- What to produce
Copy, exactly and only, the lines from the one with "Rebuild this screenshot" up to and including the one with "const CELL = 8.45;", leaving pictures out.

- Data section
============================================================

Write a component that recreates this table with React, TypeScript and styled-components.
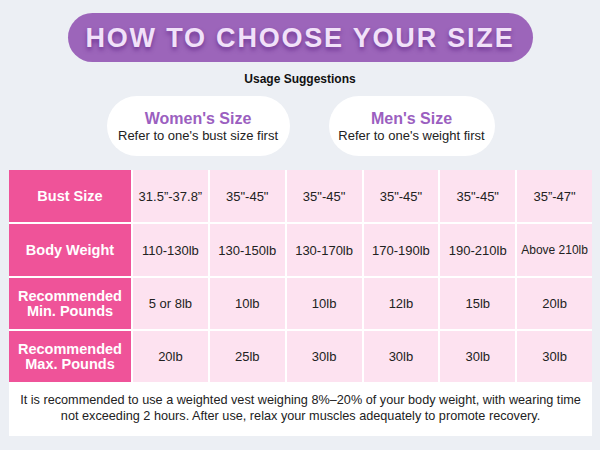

============================================================

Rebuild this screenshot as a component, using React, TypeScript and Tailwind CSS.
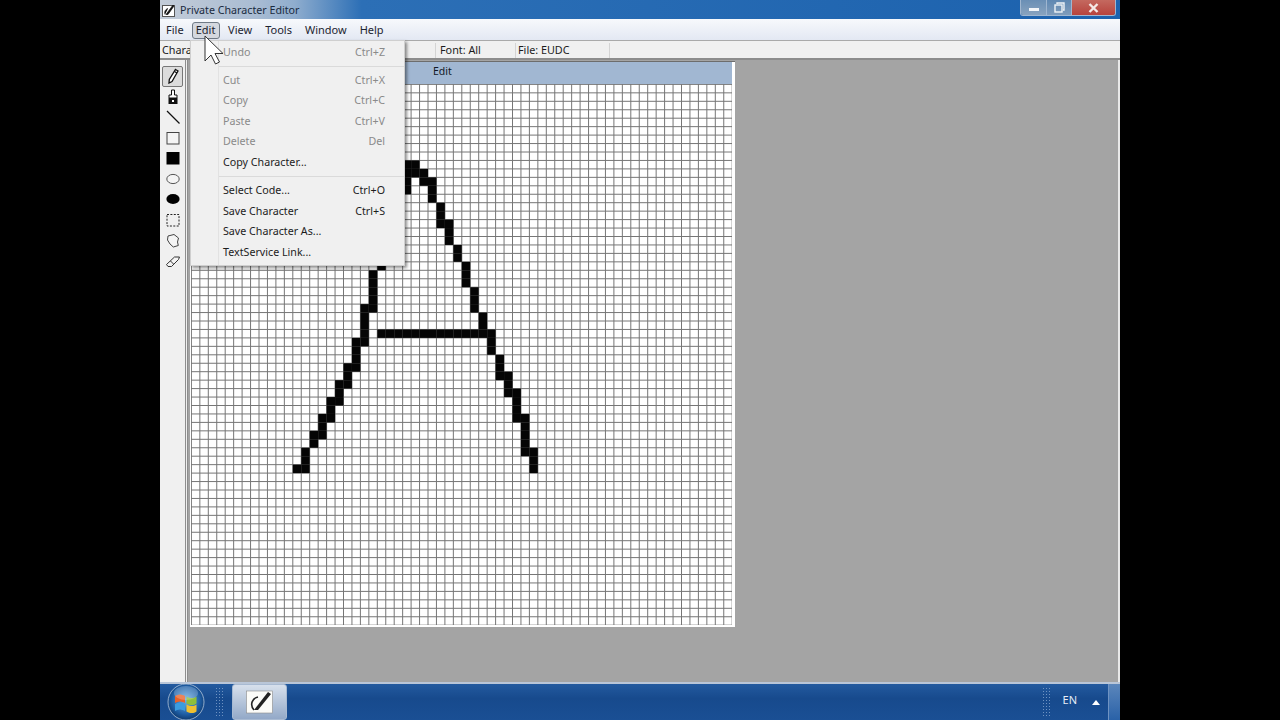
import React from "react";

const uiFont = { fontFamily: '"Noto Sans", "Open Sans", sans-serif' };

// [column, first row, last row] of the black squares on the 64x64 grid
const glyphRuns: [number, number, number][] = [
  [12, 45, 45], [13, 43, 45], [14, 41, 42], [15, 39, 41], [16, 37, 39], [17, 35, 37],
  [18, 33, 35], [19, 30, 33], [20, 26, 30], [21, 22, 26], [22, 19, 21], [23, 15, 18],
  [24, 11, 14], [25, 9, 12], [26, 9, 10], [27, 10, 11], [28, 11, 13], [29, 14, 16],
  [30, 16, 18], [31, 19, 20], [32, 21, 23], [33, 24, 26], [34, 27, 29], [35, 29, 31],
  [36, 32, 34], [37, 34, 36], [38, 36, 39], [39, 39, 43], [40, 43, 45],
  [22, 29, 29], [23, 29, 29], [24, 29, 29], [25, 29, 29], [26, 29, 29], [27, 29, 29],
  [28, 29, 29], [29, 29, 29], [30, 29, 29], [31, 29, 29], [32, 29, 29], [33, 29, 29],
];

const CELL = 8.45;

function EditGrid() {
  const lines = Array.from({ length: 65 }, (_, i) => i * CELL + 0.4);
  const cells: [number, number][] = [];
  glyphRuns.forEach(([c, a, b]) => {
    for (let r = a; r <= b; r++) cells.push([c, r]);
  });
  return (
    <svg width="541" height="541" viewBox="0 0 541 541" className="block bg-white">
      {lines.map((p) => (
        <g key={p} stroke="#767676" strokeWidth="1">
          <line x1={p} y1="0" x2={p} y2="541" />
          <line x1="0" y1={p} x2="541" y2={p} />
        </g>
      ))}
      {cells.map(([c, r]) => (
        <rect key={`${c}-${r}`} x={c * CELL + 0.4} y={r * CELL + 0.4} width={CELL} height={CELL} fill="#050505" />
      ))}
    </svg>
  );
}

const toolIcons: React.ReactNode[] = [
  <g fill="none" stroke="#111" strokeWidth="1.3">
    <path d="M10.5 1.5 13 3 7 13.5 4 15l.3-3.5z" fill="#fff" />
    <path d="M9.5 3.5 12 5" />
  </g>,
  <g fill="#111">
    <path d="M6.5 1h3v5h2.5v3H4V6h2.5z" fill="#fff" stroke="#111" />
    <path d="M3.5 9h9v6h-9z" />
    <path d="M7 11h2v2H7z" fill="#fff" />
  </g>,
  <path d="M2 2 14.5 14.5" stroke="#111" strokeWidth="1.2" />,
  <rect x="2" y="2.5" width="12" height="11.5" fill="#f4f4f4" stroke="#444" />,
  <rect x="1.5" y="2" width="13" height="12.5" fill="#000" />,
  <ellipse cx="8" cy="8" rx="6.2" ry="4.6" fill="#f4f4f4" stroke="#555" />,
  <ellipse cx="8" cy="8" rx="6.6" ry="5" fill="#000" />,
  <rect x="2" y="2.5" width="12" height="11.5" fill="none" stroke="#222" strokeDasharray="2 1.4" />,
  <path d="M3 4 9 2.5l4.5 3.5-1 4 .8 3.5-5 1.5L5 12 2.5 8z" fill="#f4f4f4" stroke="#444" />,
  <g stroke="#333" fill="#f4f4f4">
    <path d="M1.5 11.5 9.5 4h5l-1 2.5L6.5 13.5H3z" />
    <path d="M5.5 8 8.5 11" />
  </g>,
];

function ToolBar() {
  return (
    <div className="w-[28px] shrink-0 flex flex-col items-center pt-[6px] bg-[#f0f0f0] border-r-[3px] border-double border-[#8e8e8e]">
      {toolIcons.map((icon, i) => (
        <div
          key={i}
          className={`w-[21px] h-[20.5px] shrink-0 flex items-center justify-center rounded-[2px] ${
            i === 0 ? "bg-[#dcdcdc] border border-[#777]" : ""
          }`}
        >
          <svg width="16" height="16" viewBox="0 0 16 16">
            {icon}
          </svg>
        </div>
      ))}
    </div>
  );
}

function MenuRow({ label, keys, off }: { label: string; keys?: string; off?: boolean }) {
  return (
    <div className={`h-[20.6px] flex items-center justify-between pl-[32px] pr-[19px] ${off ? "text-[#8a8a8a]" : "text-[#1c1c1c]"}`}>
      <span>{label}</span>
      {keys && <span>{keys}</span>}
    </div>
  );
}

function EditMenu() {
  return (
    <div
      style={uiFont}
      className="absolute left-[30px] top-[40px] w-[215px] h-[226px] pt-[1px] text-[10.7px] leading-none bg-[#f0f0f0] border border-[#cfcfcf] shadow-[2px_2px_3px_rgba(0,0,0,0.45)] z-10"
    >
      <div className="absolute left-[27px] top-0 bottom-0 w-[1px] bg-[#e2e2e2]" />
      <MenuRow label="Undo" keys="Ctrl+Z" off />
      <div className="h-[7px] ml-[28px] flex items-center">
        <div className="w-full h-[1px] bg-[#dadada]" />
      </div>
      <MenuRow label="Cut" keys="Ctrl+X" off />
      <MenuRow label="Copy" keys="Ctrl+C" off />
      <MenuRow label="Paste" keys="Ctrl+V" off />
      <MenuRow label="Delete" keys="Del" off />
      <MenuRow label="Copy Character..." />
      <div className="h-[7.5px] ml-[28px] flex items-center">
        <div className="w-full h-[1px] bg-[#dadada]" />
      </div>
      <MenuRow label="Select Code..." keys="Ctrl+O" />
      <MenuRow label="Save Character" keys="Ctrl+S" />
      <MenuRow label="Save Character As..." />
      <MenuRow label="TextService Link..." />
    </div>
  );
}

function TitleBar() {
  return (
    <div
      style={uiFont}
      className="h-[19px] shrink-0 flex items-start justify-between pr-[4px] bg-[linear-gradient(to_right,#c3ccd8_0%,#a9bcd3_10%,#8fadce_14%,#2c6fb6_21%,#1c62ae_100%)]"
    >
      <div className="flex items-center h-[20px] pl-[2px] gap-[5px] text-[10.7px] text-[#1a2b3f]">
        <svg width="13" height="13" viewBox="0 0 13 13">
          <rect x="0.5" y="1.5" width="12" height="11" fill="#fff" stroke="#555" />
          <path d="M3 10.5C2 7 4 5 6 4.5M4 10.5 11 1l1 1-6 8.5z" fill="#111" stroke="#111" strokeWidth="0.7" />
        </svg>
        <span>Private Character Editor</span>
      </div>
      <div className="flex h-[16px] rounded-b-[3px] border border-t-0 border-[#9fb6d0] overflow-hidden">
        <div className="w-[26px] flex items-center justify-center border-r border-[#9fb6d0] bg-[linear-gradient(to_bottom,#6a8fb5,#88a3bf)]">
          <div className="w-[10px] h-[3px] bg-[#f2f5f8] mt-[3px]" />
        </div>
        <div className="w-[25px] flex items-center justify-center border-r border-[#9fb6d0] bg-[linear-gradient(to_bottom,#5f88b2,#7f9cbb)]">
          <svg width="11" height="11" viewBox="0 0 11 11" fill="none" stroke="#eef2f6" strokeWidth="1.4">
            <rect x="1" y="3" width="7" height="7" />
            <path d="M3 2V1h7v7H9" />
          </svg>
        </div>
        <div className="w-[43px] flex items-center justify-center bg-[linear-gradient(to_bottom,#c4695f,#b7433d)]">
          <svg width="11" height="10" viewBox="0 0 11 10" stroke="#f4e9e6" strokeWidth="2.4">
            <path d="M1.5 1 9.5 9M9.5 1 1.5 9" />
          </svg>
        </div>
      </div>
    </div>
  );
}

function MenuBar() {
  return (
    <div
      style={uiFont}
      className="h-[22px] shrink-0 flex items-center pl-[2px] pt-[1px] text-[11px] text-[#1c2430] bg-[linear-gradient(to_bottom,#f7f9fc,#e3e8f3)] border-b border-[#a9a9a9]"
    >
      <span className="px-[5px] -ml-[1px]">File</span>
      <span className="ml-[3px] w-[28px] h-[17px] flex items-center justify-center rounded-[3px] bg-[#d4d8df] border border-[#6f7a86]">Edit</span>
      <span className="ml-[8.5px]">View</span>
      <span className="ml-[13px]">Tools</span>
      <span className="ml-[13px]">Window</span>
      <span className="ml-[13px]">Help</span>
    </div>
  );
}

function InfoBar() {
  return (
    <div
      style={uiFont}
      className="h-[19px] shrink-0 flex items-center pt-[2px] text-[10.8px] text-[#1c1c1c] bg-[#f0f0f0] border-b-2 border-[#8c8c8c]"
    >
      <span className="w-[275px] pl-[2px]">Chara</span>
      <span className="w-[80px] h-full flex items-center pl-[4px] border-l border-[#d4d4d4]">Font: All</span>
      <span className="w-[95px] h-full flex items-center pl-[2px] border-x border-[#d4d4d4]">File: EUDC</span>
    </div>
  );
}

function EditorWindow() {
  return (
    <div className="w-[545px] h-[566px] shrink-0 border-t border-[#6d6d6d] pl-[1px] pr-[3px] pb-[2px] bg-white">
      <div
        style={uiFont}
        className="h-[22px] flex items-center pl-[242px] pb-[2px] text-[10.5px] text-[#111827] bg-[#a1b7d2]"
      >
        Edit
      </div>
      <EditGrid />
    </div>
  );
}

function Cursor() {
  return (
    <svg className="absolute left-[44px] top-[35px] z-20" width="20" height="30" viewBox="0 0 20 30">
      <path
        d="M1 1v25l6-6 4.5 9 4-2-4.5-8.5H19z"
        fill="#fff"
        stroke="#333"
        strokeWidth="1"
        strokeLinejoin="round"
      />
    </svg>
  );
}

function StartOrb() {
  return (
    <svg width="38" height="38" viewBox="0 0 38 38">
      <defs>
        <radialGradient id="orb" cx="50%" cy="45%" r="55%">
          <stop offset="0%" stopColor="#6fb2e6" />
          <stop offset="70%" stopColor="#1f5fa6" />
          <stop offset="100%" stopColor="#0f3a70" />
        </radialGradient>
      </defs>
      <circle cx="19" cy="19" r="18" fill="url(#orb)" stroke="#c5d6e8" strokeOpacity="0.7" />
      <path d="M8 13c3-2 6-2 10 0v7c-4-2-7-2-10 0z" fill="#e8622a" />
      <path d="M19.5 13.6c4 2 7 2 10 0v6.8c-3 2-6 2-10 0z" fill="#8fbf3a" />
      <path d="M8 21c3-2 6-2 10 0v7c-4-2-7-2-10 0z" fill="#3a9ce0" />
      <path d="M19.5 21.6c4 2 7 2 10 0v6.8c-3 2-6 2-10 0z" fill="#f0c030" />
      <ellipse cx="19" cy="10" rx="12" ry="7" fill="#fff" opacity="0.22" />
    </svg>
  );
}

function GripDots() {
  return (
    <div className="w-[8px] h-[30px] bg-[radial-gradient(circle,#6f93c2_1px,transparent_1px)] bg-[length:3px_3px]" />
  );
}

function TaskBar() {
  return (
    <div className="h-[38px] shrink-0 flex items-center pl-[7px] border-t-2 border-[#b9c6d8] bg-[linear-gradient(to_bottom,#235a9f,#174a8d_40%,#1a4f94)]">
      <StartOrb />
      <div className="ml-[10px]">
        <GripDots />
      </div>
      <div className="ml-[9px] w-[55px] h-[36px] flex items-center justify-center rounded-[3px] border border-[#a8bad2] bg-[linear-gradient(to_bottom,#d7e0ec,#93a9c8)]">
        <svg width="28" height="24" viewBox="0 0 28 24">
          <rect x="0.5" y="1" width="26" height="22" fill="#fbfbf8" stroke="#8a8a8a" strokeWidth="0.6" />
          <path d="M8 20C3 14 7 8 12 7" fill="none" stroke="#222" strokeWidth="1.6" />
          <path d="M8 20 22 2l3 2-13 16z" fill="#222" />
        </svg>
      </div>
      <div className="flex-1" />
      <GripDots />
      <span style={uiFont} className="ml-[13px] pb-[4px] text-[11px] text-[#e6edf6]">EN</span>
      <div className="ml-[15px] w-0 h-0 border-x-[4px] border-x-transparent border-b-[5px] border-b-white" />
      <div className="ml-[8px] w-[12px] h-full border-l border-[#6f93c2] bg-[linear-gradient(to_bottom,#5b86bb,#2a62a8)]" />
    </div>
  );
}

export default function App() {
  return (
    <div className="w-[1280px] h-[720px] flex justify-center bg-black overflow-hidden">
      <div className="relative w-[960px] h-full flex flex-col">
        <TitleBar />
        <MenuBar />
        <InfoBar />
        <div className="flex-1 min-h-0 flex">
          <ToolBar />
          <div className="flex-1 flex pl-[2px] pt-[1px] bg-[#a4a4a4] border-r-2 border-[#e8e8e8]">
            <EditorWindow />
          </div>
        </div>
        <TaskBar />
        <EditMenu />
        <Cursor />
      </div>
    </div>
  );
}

============================================================

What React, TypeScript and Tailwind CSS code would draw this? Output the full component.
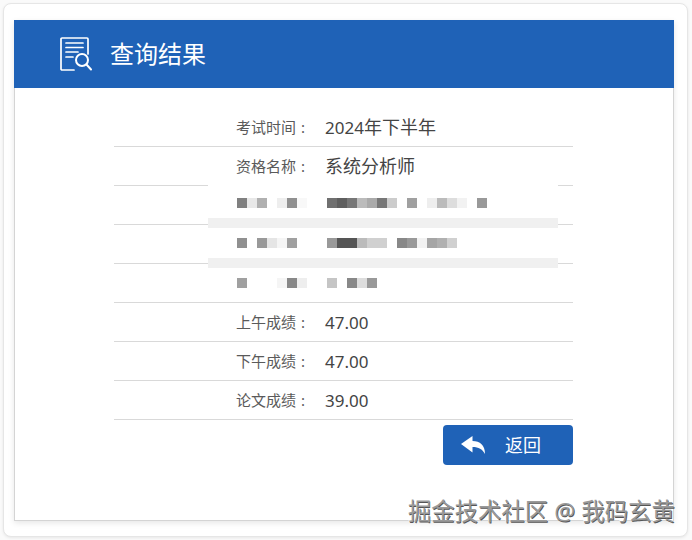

============================================================

- Response for this exercise
Rebuild this screenshot as a component, using React, TypeScript and Tailwind CSS.
import React from "react";

const uiFont = { fontFamily: '"Noto Sans", "Open Sans", sans-serif' };

// [column, first row, last row] of the black squares on the 64x64 grid
const glyphRuns: [number, number, number][] = [
  [12, 45, 45], [13, 43, 45], [14, 41, 42], [15, 39, 41], [16, 37, 39], [17, 35, 37],
  [18, 33, 35], [19, 30, 33], [20, 26, 30], [21, 22, 26], [22, 19, 21], [23, 15, 18],
  [24, 11, 14], [25, 9, 12], [26, 9, 10], [27, 10, 11], [28, 11, 13], [29, 14, 16],
  [30, 16, 18], [31, 19, 20], [32, 21, 23], [33, 24, 26], [34, 27, 29], [35, 29, 31],
  [36, 32, 34], [37, 34, 36], [38, 36, 39], [39, 39, 43], [40, 43, 45],
  [22, 29, 29], [23, 29, 29], [24, 29, 29], [25, 29, 29], [26, 29, 29], [27, 29, 29],
  [28, 29, 29], [29, 29, 29], [30, 29, 29], [31, 29, 29], [32, 29, 29], [33, 29, 29],
];

const CELL = 8.45;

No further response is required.